The feeling of “play” in a steering wheel describes excessive free movement—the steering wheel can be turned a certain amount without the road wheels immediately beginning to turn. This delay, often called a dead zone, compromises a driver’s ability to control the vehicle with precision and is a serious safety concern that demands immediate investigation. Steering systems are mechanical chains, and looseness can develop at any connection point along the path from your hands to the tires. Identifying the source of this mechanical slop requires a systematic approach, starting near the steering wheel and moving outward toward the suspension. The common causes of steering play trace back to three main areas: the steering shaft, the steering gear, and the external suspension linkage.
Play Originating in the Steering Shaft
The steering shaft is a column of telescoping rods that connects the steering wheel inside the cabin to the input shaft of the steering gear below the firewall. Since the steering gear is mounted rigidly to the chassis and the steering wheel is mounted to the column, the shaft must use flexible joints to allow for slight misalignments and accommodate the column’s ability to collapse in a collision. These flexible connection points are common sources of steering play.

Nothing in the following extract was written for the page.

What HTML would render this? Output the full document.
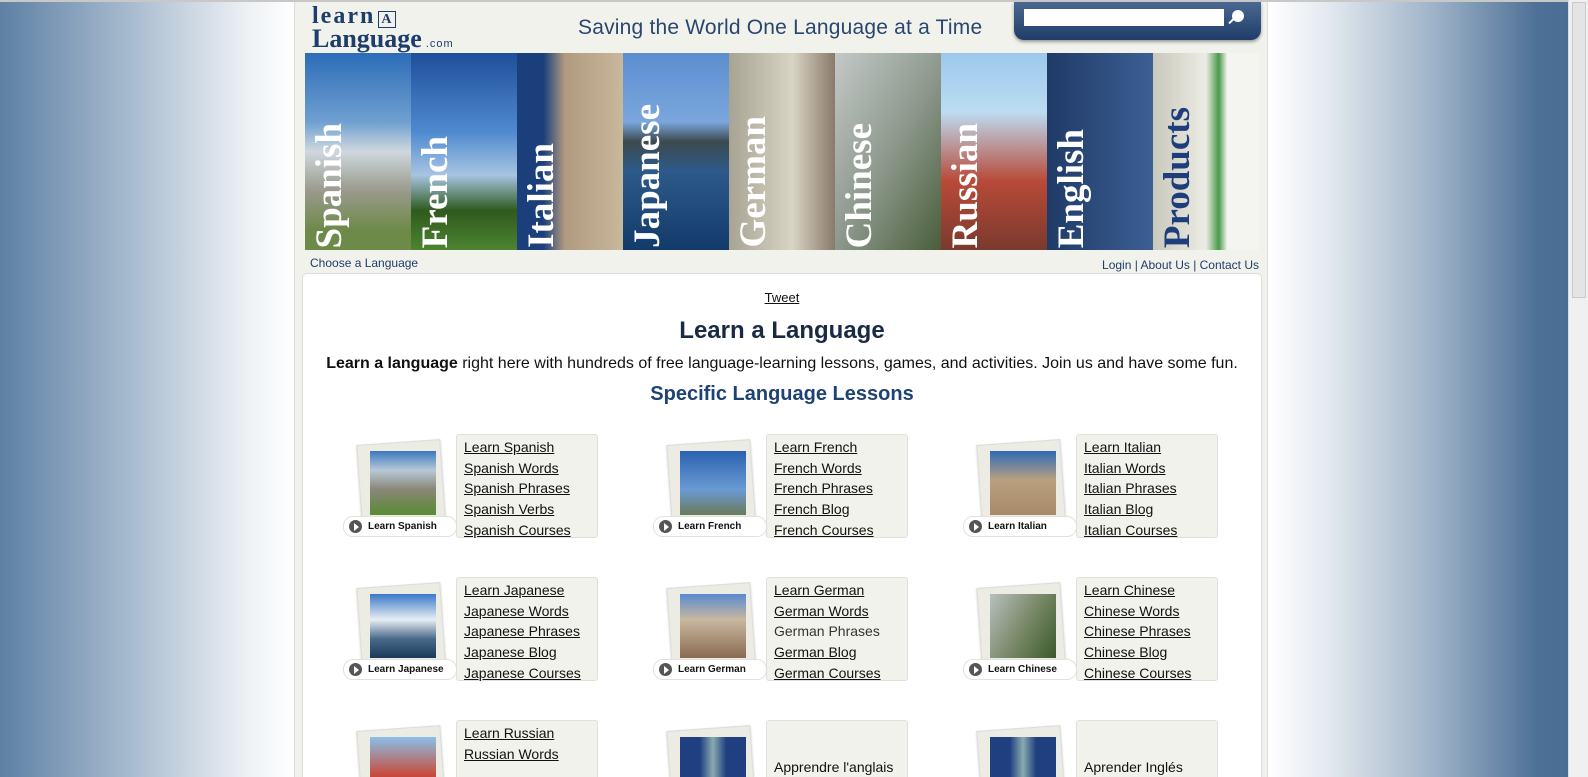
<!DOCTYPE html>
<html style="overflow:hidden;width:1588px;height:777px"><head><meta charset="utf-8"><style>
*{margin:0;padding:0;box-sizing:border-box}
body{width:1588px;height:777px;overflow:hidden;font-family:"Liberation Sans",Arial,sans-serif;position:relative;background:#fff}
#w{position:absolute;left:0;top:0;width:1588px;height:777px;overflow:hidden}
.bgl{position:absolute;left:0;top:2px;width:294px;height:775px;background:linear-gradient(90deg,#5d80a4,#a9bccf 45%,#eef2f5 85%,#fff)}
.bgr{position:absolute;left:1268px;top:2px;width:300px;height:775px;background:linear-gradient(90deg,#fff,#e3e9ef 20%,#9fb3c8 55%,#4d7096 90%,#4a6d93)}
.topl{position:absolute;left:0;top:0;width:1568px;height:2px;background:#c8c8c8}
.sb{position:absolute;left:1568px;top:0;width:20px;height:777px;background:#f0f0f0;border-left:1px solid #ddd}
.sb i{position:absolute;left:3px;top:2px;width:14px;height:296px;background:#e4e4e4;border:1px solid #c9c9c9}
.col{position:absolute;left:294px;top:2px;width:974px;height:775px;background:#f2f2ec;border-left:1px solid #ddd;border-right:1px solid #ddd}
.logo{position:absolute;left:312px;top:8px;font-family:"Liberation Serif",serif;color:#1d3d6c;font-weight:bold;line-height:17px}
.tag{position:absolute;left:578px;top:16px;font-size:21px;color:#29466e;letter-spacing:.2px}
.search{position:absolute;left:1014px;top:2px;width:247px;height:38px;background:linear-gradient(#4a6890,#1f3d68);border-radius:0 0 10px 10px;box-shadow:0 2px 3px #999}
.search .in{position:absolute;left:10px;top:7px;width:200px;height:17px;background:#fff}
.banner{position:absolute;left:305px;top:53px;width:954px;height:197px;display:flex;overflow:hidden}
.p{flex:1;position:relative;overflow:hidden}
.p span{position:absolute;left:6px;bottom:2px;writing-mode:vertical-rl;transform:rotate(180deg);font-family:"Liberation Serif",serif;font-weight:bold;font-size:37px;color:#fff;white-space:nowrap;line-height:37px}
.nav{position:absolute;top:256px;font-size:12px;color:#1d3d6c}
.box{position:absolute;left:302px;top:273px;width:960px;height:504px;background:#fff;border:1px solid #ddd;border-bottom:none;border-radius:5px 5px 0 0;overflow:hidden}
.c{position:absolute;text-align:center;left:0;width:958px}
a{color:#111;text-decoration:underline}
.card{position:absolute;width:260px;height:104px}
.ph{position:absolute;left:18px;top:8px;width:84px;height:78px;background:#ecece4;border:1px solid #ddd;transform:rotate(-4deg);box-shadow:0 1px 2px #ccc}
.img{position:absolute;left:29px;top:17px;width:66px;height:64px}
.lab{position:absolute;left:2px;top:82px;width:114px;height:21px;background:#fff;border:1px solid #e2e2dc;border-radius:10px;font-size:10px;font-weight:bold;padding:4px 0 0 24px;color:#111}
.lab:before{content:"";position:absolute;left:5px;top:3px;width:13px;height:13px;border-radius:50%;background:#555}
.lab:after{content:"";position:absolute;left:10px;top:6px;border-left:5px solid #fff;border-top:4px solid transparent;border-bottom:4px solid transparent}
.lk{position:absolute;left:115px;top:0;width:142px;height:104px;background:#f2f2ec;border:1px solid #e0e0da;border-radius:3px;padding:2px 0 0 7px;font-size:14px;line-height:20.7px}
.lk a{display:block;color:#111}
</style></head><body><div id="w">
<div class="topl"></div>
<div class="bgl"></div><div class="bgr"></div>
<div class="sb"><i></i></div>
<div class="col"></div>
<div class="logo"><div style="font-size:24px;letter-spacing:2px">learn<span style="font-size:14px;border:1px solid #1d3d6c;padding:0 2px;margin-left:3px">A</span></div><div style="font-size:26px;margin-top:2px">Language<span style="font-size:11px;font-family:'Liberation Sans';letter-spacing:1px;font-weight:normal"> .com</span></div></div>
<div class="tag">Saving the World One Language at a Time</div>
<div class="search"><div class="in"></div><div style="position:absolute;left:218px;top:8px;width:12px;height:12px;border-radius:50%;background:#fff"></div><div style="position:absolute;left:214px;top:18px;width:7px;height:2px;background:#fff;transform:rotate(-45deg)"></div></div>
<div class="banner">
<div class="p" style="background:linear-gradient(#2c6cb8,#6fa0d0 35%,#cfd8de 50%,#9a9a8c 70%,#6d8a48 90%)"><span>Spanish</span></div>
<div class="p" style="background:linear-gradient(#1e4f9a,#4f8ad0 40%,#a8c4e2 62%,#2e5a1e 80%,#4d8430)"><span>French</span></div>
<div class="p" style="background:linear-gradient(90deg,#1a3f7a 25%,#b09a80 45%,#c8b89c)"><span>Italian</span></div>
<div class="p" style="background:linear-gradient(#5c8ed0,#7aa6dc 35%,#3c4a4e 45%,#2d5a8a 60%,#123a6a)"><span>Japanese</span></div>
<div class="p" style="background:linear-gradient(90deg,#a8a494,#d8d4c4 60%,#8a7a6a)"><span>German</span></div>
<div class="p" style="background:linear-gradient(120deg,#c4c8c8,#8e9a8e 50%,#4a5e3a)"><span>Chinese</span></div>
<div class="p" style="background:linear-gradient(#9cc8ec,#bcdcf2 30%,#b84a38 65%,#7a3a2e)"><span>Russian</span></div>
<div class="p" style="background:linear-gradient(90deg,#1f3a66,#3c5f94)"><span>English</span></div>
<div class="p" style="background:linear-gradient(90deg,#c8c8bc,#ececE4 50%,#4a9a4a 62%,#f4f4f0 70%)"><span style="color:#1d3d7c">Products</span></div>
</div>
<div class="nav" style="left:310px">Choose a Language</div>
<div class="nav" style="right:329px;top:258px">Login | About Us | Contact Us</div>
<div class="box">
<div class="c" style="top:16px;font-size:13px"><a>Tweet</a></div>
<div class="c" style="top:43px;font-size:24px;font-weight:bold;color:#1a2a44">Learn a Language</div>
<div class="c" style="top:81px;font-size:16px;color:#111"><b>Learn a language</b> right here with hundreds of free language-learning lessons, games, and activities. Join us and have some fun.</div>
<div class="c" style="top:109px;font-size:20px;font-weight:bold;color:#1f4274">Specific Language Lessons</div>

<div class="card" style="left:38px;top:160px"><div class="ph"></div><div class="img" style="background:linear-gradient(#3a78c0,#b8c8d8 30%,#8a8678 60%,#5e8a3a 95%)"></div><div class="lab">Learn Spanish</div><div class="lk"><a>Learn Spanish</a><a>Spanish Words</a><a>Spanish Phrases</a><a>Spanish Verbs</a><a>Spanish Courses</a></div></div>
<div class="card" style="left:348px;top:160px"><div class="ph"></div><div class="img" style="background:linear-gradient(#2a62b0,#6a9ad4 60%,#6a7a5a)"></div><div class="lab">Learn French</div><div class="lk"><a>Learn French</a><a>French Words</a><a>French Phrases</a><a>French Blog</a><a>French Courses</a></div></div>
<div class="card" style="left:658px;top:160px"><div class="ph"></div><div class="img" style="background:linear-gradient(#2e6ab8,#b8a080 45%,#a88a68)"></div><div class="lab">Learn Italian</div><div class="lk"><a>Learn Italian</a><a>Italian Words</a><a>Italian Phrases</a><a>Italian Blog</a><a>Italian Courses</a></div></div>

<div class="card" style="left:38px;top:303px"><div class="ph"></div><div class="img" style="background:linear-gradient(#3a78c8,#e8eef4 40%,#4a6a8a 70%,#1a3a5a)"></div><div class="lab">Learn Japanese</div><div class="lk"><a>Learn Japanese</a><a>Japanese Words</a><a>Japanese Phrases</a><a>Japanese Blog</a><a>Japanese Courses</a></div></div>
<div class="card" style="left:348px;top:303px"><div class="ph"></div><div class="img" style="background:linear-gradient(#5a8ad0,#c8b8a0 40%,#8a6a50)"></div><div class="lab">Learn German</div><div class="lk"><a>Learn German</a><a>German Words</a><a style="text-decoration:none;color:#333">German Phrases</a><a>German Blog</a><a>German Courses</a></div></div>
<div class="card" style="left:658px;top:303px"><div class="ph"></div><div class="img" style="background:linear-gradient(120deg,#b8c0c0,#7a8a6a 50%,#3a5a2a)"></div><div class="lab">Learn Chinese</div><div class="lk"><a>Learn Chinese</a><a>Chinese Words</a><a>Chinese Phrases</a><a>Chinese Blog</a><a>Chinese Courses</a></div></div>

<div class="card" style="left:38px;top:446px"><div class="ph"></div><div class="img" style="background:linear-gradient(#8ac0ea,#c84a3a 60%,#2a4a9a)"></div><div class="lk"><a>Learn Russian</a><a>Russian Words</a></div></div>
<div class="card" style="left:348px;top:446px"><div class="ph"></div><div class="img" style="background:linear-gradient(90deg,#1f3f80 30%,#8aaab0 50%,#1f3f80 70%)"></div><div class="lk" style="padding-top:36px"><a style="text-decoration:none">Apprendre l'anglais</a></div></div>
<div class="card" style="left:658px;top:446px"><div class="ph"></div><div class="img" style="background:linear-gradient(90deg,#1f3f80 30%,#8aaab0 50%,#1f3f80 70%)"></div><div class="lk" style="padding-top:36px"><a style="text-decoration:none">Aprender Inglés</a></div></div>
</div>
</div></body></html>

Many vehicles utilize universal joints, or U-joints, which consist of needle bearings in a cross-shaped housing that allows for angular movement. Over time, road grime, corrosion, or a lack of lubrication can cause the small needle bearings within the U-joint to wear down, creating a tiny gap between the components. This wear translates directly into free play felt at the steering wheel, where the shaft rotates slightly before the worn joint catches and transmits the motion.
Older vehicles or some heavy-duty applications may use a “rag joint,” which is a flexible rubber or fabric coupling connecting two metal flanges. The purpose of this joint is to absorb minor vibrations and accommodate slight movement between the column and the gear input shaft. As the rubber material deteriorates, it loses its rigidity and can begin to tear or compress excessively, allowing the steering shaft to turn slightly before the force is transmitted to the steering gear. Additionally, the intermediate shaft itself often telescopes to adjust for manufacturing tolerances and body movement, and if the splines in this telescoping section lose lubrication, they can wear and develop a small amount of rotational slop.

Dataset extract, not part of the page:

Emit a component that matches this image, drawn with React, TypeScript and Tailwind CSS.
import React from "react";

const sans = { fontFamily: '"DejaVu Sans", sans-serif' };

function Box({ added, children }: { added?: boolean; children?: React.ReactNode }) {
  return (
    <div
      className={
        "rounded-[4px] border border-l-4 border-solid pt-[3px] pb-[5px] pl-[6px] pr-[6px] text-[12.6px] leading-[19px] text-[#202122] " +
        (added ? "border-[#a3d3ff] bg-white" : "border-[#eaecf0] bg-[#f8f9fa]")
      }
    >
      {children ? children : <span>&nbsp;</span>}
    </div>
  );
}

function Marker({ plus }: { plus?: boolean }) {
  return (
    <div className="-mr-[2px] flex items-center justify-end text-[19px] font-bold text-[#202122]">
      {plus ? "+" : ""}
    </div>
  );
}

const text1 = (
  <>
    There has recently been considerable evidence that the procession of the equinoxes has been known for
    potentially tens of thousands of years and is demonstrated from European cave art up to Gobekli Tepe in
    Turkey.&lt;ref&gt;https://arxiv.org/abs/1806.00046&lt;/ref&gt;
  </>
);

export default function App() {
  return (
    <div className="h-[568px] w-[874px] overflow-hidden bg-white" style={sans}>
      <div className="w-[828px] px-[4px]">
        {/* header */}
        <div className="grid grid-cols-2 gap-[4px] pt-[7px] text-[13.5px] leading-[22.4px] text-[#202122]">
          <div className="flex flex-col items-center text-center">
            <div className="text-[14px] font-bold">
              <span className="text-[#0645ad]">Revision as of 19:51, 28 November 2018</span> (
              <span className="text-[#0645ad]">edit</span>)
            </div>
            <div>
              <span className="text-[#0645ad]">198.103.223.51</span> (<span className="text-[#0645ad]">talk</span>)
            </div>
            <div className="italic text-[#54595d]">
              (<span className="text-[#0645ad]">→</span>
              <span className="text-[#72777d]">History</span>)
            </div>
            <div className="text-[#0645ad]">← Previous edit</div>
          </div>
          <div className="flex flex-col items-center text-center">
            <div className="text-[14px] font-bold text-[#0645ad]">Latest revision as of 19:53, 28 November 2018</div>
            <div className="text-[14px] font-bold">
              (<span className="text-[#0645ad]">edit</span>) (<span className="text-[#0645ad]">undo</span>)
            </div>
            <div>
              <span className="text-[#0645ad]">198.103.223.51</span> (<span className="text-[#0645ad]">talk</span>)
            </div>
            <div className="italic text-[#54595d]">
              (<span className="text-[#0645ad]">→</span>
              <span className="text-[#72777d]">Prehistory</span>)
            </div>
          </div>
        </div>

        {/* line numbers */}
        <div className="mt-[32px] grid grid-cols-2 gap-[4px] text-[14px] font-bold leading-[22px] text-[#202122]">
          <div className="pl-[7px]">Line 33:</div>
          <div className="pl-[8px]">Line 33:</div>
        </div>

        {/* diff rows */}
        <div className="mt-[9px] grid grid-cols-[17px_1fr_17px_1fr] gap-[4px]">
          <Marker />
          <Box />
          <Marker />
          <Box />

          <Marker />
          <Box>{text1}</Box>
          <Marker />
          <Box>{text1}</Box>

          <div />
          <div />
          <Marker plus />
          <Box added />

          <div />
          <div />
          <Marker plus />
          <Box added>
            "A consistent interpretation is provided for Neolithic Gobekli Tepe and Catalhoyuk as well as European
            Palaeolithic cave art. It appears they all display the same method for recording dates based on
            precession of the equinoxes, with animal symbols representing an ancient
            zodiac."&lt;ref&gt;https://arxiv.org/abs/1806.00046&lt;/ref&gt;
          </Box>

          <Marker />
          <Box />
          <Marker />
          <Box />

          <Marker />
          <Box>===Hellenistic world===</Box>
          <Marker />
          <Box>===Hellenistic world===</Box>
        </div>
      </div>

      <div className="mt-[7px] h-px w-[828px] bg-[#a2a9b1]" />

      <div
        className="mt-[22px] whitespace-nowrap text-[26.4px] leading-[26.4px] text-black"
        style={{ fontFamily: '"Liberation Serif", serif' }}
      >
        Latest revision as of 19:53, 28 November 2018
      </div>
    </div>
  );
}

Problems Within the Steering Gear
Moving past the steering shaft, the next major source of internal play is the steering gear itself, which multiplies the driver’s input force and translates rotational motion into lateral movement. The type of wear depends on whether the vehicle uses a rack-and-pinion system or a recirculating ball gearbox. Rack-and-pinion systems, found in most modern passenger vehicles, convert the steering shaft’s rotation directly into linear motion via a small pinion gear meshed with a long, toothed rack.
Play develops in a rack-and-pinion unit when the internal contact surfaces wear down, specifically the teeth on the rack and pinion or the bushings that support the rack. The rack is held tightly against the pinion by a spring-loaded adjuster known as a rack guide or preload mechanism. If this preload loosens or the guide wears, it allows a slight separation between the rack and pinion teeth, resulting in a dead zone of movement before the teeth re-engage. Because the gear assembly is housed within a sealed unit, internal wear often necessitates replacing the entire rack assembly rather than attempting specialized adjustments.
By contrast, the recirculating ball steering gear, typically found in older trucks and heavy-duty vehicles, operates using a worm gear and a set of circulating ball bearings that drive a sector shaft. Play in this system arises from wear on the worm gear, the ball bearings, or the sector shaft bushings. The original design of this gearbox inherently has slightly more play than a rack-and-pinion system, but excessive play indicates internal component wear. While some recirculating ball boxes have an external adjustment screw to reduce slop by tightening the mesh between the worm and sector gears, over-tightening can accelerate wear, making a complete rebuild or replacement the more reliable solution for advanced internal wear.
Worn Tie Rods and Suspension Linkage
The final mechanical connection points that can introduce play are the external linkages responsible for moving the wheels. The tie rods connect the steering gear’s output (the rack ends or the pitman arm) to the steering knuckle at the wheel hub. Both the inner and outer tie rods use a ball-and-socket joint, similar to a human hip joint, to allow for the articulation needed as the suspension moves.
With constant use, the internal components of these ball-and-socket joints wear down, creating a gap between the ball and its surrounding socket. This wear allows the tie rod end to move slightly before it transmits the force to the wheel, resulting in a noticeable free-play sensation in the steering wheel. If the protective rubber boot surrounding the joint tears, dirt and water can enter, displacing the internal lubricant and accelerating this abrasive wear process significantly.
Beyond the tie rods, other suspension components can contribute to a general feeling of looseness and steering slop. The ball joints that pivot the steering knuckle to the control arms, or the bushings that mount the control arms to the chassis, are designed to hold the wheel geometry precisely. When these rubber bushings crack and compress or the ball joints develop play, the entire wheel assembly can shift slightly under steering input before the tire reacts. This cumulative looseness in the suspension linkage components reduces steering responsiveness and can be visually inspected by having a helper rock the steering wheel while an observer checks for movement in each joint.